**EXERCISE OBJECTIVE:**
Isolate every line in the records below with "this" in it.

**ENTRIES PROVIDED:**

= = = = = = =

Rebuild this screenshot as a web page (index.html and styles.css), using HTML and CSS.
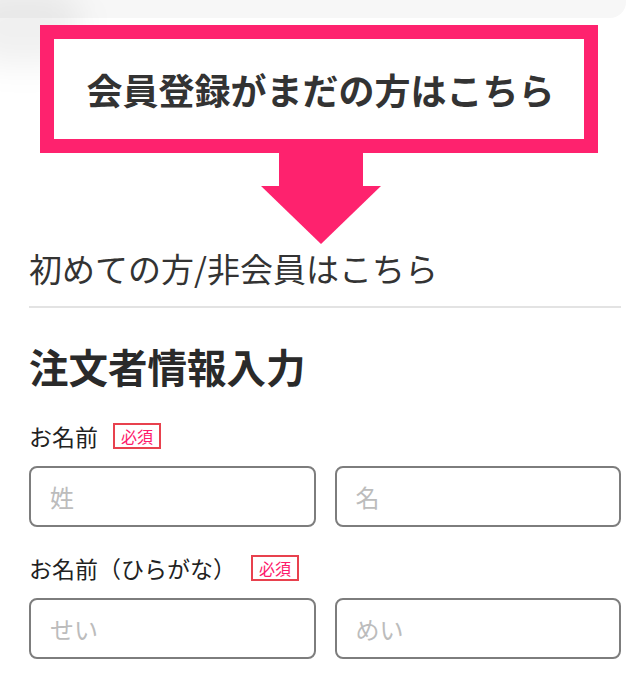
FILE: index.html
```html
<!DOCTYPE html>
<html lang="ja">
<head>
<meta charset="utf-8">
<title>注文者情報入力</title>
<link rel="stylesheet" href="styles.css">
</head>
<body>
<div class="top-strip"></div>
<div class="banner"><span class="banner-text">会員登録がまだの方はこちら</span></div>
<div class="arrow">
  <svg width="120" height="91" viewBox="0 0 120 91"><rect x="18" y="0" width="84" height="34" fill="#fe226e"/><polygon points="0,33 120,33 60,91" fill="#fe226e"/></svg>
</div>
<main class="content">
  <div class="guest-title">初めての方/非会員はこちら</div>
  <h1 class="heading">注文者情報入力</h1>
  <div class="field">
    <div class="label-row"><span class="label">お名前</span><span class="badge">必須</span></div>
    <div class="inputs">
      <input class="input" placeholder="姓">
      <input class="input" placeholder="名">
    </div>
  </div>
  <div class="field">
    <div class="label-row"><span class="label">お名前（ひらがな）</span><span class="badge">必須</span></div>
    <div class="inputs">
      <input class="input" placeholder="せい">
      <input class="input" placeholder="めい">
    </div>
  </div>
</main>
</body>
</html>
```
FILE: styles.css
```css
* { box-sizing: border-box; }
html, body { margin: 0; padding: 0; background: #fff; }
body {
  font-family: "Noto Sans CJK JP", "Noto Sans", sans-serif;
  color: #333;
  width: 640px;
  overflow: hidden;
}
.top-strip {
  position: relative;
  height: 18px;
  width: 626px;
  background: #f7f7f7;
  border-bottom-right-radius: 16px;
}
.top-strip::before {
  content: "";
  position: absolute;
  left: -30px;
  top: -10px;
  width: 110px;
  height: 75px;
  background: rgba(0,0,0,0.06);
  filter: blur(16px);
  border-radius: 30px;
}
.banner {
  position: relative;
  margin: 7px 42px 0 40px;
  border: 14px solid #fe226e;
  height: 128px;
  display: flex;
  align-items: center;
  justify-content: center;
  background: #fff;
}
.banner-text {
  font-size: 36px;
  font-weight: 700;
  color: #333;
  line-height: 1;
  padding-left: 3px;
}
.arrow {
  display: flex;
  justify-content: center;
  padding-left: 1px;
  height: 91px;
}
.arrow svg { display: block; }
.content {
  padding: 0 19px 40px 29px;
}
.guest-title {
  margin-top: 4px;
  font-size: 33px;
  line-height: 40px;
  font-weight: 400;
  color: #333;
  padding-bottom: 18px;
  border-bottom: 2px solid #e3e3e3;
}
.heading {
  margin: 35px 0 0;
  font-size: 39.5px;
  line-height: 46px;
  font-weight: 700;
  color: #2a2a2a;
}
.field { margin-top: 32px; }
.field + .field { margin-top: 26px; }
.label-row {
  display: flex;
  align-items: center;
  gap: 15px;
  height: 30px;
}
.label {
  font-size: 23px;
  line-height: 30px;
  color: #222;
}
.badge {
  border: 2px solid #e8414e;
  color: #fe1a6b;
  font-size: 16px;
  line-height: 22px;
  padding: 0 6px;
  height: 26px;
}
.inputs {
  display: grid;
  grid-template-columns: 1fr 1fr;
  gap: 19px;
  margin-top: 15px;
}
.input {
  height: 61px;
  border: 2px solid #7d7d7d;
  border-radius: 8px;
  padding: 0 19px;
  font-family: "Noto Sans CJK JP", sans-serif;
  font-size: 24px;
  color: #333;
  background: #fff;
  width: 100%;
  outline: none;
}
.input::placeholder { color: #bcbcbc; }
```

= = = = = = =

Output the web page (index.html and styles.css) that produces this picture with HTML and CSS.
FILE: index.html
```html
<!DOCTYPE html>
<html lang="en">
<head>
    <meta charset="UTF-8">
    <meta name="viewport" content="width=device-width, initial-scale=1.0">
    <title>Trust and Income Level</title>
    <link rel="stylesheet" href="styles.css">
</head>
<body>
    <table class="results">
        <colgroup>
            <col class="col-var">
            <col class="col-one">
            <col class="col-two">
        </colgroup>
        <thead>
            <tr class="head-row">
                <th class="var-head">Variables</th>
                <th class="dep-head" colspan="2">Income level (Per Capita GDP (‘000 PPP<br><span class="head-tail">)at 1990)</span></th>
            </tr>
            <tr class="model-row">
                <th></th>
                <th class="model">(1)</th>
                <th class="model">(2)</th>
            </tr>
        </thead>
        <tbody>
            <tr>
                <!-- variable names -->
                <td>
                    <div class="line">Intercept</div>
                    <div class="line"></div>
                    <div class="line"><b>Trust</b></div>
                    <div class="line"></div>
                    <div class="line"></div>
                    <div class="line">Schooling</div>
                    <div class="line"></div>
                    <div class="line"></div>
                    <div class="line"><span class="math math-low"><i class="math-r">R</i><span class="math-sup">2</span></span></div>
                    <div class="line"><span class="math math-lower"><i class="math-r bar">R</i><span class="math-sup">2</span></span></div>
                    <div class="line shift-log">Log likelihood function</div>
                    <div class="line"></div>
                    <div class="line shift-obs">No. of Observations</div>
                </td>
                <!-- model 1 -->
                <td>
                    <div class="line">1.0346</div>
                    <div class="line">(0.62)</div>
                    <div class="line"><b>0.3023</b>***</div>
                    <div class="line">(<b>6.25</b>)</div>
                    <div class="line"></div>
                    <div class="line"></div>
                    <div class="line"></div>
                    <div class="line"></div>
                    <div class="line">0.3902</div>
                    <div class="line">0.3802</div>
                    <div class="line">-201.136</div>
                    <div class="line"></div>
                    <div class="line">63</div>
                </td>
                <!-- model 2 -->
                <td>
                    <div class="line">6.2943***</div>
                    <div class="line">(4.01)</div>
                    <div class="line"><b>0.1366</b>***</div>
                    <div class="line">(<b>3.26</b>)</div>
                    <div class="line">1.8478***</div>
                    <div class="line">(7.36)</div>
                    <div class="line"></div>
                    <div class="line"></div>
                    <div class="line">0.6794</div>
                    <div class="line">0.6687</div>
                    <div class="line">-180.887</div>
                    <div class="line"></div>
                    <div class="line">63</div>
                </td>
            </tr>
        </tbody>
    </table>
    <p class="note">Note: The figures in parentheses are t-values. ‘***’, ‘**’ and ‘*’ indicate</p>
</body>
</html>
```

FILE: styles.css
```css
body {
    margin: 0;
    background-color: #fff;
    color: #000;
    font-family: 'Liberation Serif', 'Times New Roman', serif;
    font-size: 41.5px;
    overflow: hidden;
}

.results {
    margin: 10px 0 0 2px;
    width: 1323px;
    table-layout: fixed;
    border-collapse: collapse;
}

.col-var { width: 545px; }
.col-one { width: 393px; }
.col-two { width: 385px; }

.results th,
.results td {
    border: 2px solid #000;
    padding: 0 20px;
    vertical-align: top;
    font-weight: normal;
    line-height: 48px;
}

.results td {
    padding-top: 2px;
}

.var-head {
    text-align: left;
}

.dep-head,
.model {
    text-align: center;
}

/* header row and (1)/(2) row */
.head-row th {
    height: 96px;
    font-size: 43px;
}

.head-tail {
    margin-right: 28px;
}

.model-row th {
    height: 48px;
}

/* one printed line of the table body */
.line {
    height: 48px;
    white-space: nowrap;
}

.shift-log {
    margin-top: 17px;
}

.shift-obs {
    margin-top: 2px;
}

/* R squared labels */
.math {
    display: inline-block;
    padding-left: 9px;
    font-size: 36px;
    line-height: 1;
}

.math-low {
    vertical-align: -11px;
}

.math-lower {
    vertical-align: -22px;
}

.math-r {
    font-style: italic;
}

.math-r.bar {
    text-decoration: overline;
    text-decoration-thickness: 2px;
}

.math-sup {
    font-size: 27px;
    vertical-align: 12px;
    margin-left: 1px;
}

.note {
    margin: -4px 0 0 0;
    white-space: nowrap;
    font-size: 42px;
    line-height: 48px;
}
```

= = = = = = =

**IN RESPONSE:**
Rebuild this screenshot as a web page (index.html and styles.css), using HTML and CSS.
Output the web page (index.html and styles.css) that produces this picture with HTML and CSS.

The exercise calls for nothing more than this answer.